Stop looking for a "complete" plan. You won't find one. Instead, focus on the parts that move the needle.

First, look at your "Bottlenecks." Eliyahu M. Goldratt wrote about this in The Goal. Every system has one constraint that limits its output. If you improve anything else but the bottleneck, you're wasting time. Find the specific part of the plan that is slowing everything else down. Is it sales? Is it production? Is it your own indecision?

Second, define your "Minimum Viable Bureaucracy." You need some rules, but not so many that they choke the life out of the company. If a $20 purchase requires three signatures, your part of the plan for operations is broken.

Third, get real about your numbers. "Profit" is a vague term. You need to know your "Gross Margin" and your "Net Margin." You need to know your "Burn Rate." If you don't know how many days of cash you have left, you don't have a plan. You have a countdown clock.

Finally, communicate. Most failures happen because one person thought the part of the plan was X, and another person thought it was Y. Write it down. Use simple language. Avoid the "corporate-speak" that obscures meaning.

Your business plan should be a living document, something that gets coffee stains on it.

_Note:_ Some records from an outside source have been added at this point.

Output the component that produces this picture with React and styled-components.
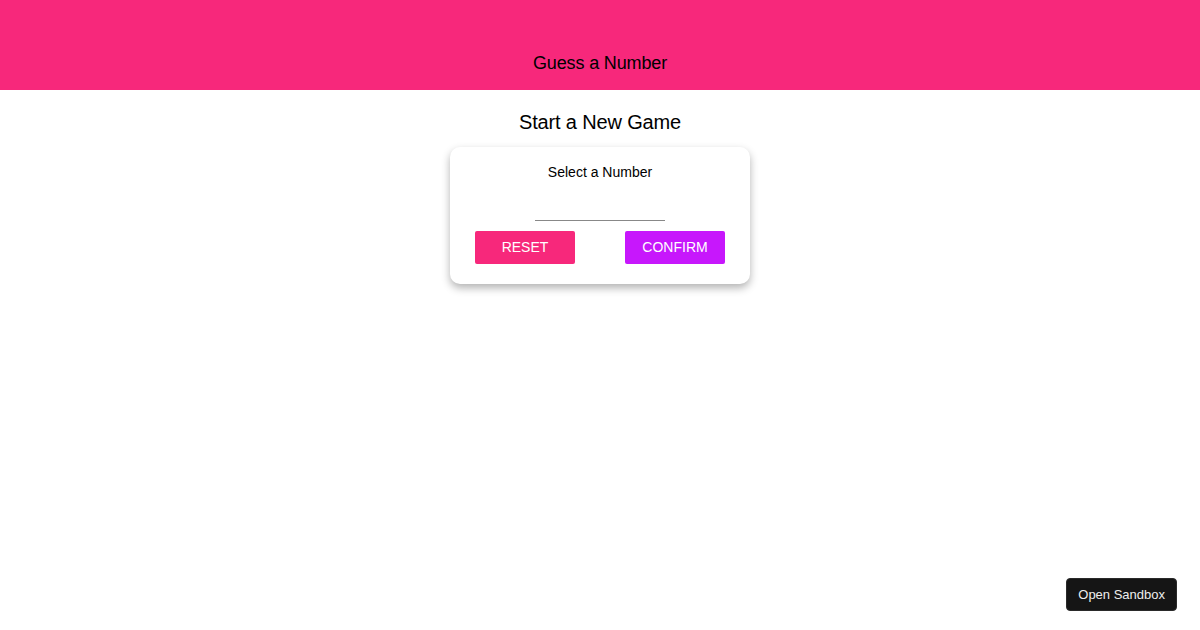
import React, { useState } from "react";
import styled, { createGlobalStyle } from "styled-components";

const GlobalStyle = createGlobalStyle`
  html, body {
    margin: 0;
    padding: 0;
    background: #fff;
    font-family: "Liberation Sans", Arial, sans-serif;
  }
`;

const Page = styled.div`
  display: flex;
  flex-direction: column;
  min-height: 630px;
`;

const Header = styled.header`
  height: 90px;
  box-sizing: border-box;
  padding-top: 36px;
  background: #f7287b;
  display: flex;
  align-items: center;
  justify-content: center;
  h1 {
    margin: 0;
    font-size: 18px;
    font-weight: 400;
    letter-spacing: -0.15px;
    color: #000;
  }
`;

const Screen = styled.main`
  padding: 10px;
  display: flex;
  flex-direction: column;
  align-items: center;
`;

const Title = styled.h2`
  margin: 11px 0 13px;
  font-size: 20px;
  line-height: 23px;
  font-weight: 400;
  letter-spacing: -0.15px;
  color: #000;
`;

const Card = styled.div`
  width: 300px;
  box-sizing: border-box;
  padding: 17px 20px 20px;
  background: #fff;
  border-radius: 10px;
  box-shadow: 0 4px 8px rgba(0, 0, 0, 0.3);
  display: flex;
  flex-direction: column;
  align-items: center;
`;

const Label = styled.div`
  font-size: 14px;
  line-height: 16px;
  color: #000;
`;

const NumberInput = styled.input`
  width: 130px;
  height: 28px;
  box-sizing: border-box;
  margin: 13px 0 10px;
  border: none;
  border-bottom: 1px solid #888;
  outline: none;
  text-align: center;
  font-family: inherit;
  font-size: 14px;
  background: transparent;
`;

const ButtonRow = styled.div`
  width: 100%;
  box-sizing: border-box;
  padding: 0 5px;
  display: flex;
  justify-content: space-between;
`;

const ActionButton = styled.button`
  width: 100px;
  height: 33px;
  border: none;
  border-radius: 2px;
  background: ${(p) => p.color};
  color: #fff;
  font-family: inherit;
  font-size: 14px;
  font-weight: 500;
  text-transform: uppercase;
  cursor: pointer;
  padding: 0 0 2px;
`;

const SandboxButton = styled.button`
  position: fixed;
  right: 23px;
  bottom: 19px;
  height: 33px;
  padding: 0 11px;
  border: 1px solid #2a2a2a;
  border-radius: 4px;
  background: #151515;
  color: #eee;
  font-family: "Liberation Sans", Arial, sans-serif;
  font-size: 13px;
  cursor: pointer;
`;

const App = () => {
  const [value, setValue] = useState("");
  return (
    <Page>
      <GlobalStyle />
      <Header>
        <h1>Guess a Number</h1>
      </Header>
      <Screen>
        <Title>Start a New Game</Title>
        <Card>
          <Label>Select a Number</Label>
          <NumberInput
            value={value}
            maxLength={2}
            onChange={(e) => setValue(e.target.value.replace(/[^0-9]/g, ""))}
          />
          <ButtonRow>
            <ActionButton color="#f7287b" onClick={() => setValue("")}>
              Reset
            </ActionButton>
            <ActionButton color="#c717fc">Confirm</ActionButton>
          </ButtonRow>
        </Card>
      </Screen>
      <SandboxButton>Open Sandbox</SandboxButton>
    </Page>
  );
};

export default App;
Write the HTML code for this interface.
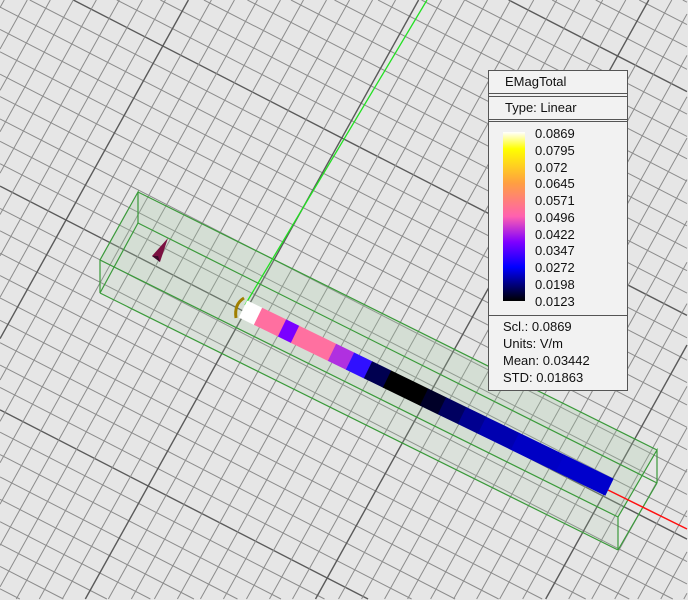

It should be used, not just filed. Fix the middle. Worry about the details. Stop ignoring the un-sexy parts of the strategy. That's where the money is actually made.

Next Steps for Execution:

  1. Conduct a Pre-Mortem: Sit down today and imagine your project has failed. List three specific operational reasons why.
  2. Audit Your Bottleneck: Identify the one task that, if cleared, would double your current output.
  3. Simplify the Message: Write your 3-month goal on a single post-it note. If it doesn't fit, it's too complicated.
  4. Verify Unit Economics: Calculate your LTV and CAC for the last quarter. If the ratio is less than 3:1, adjust your pricing or your marketing spend immediately.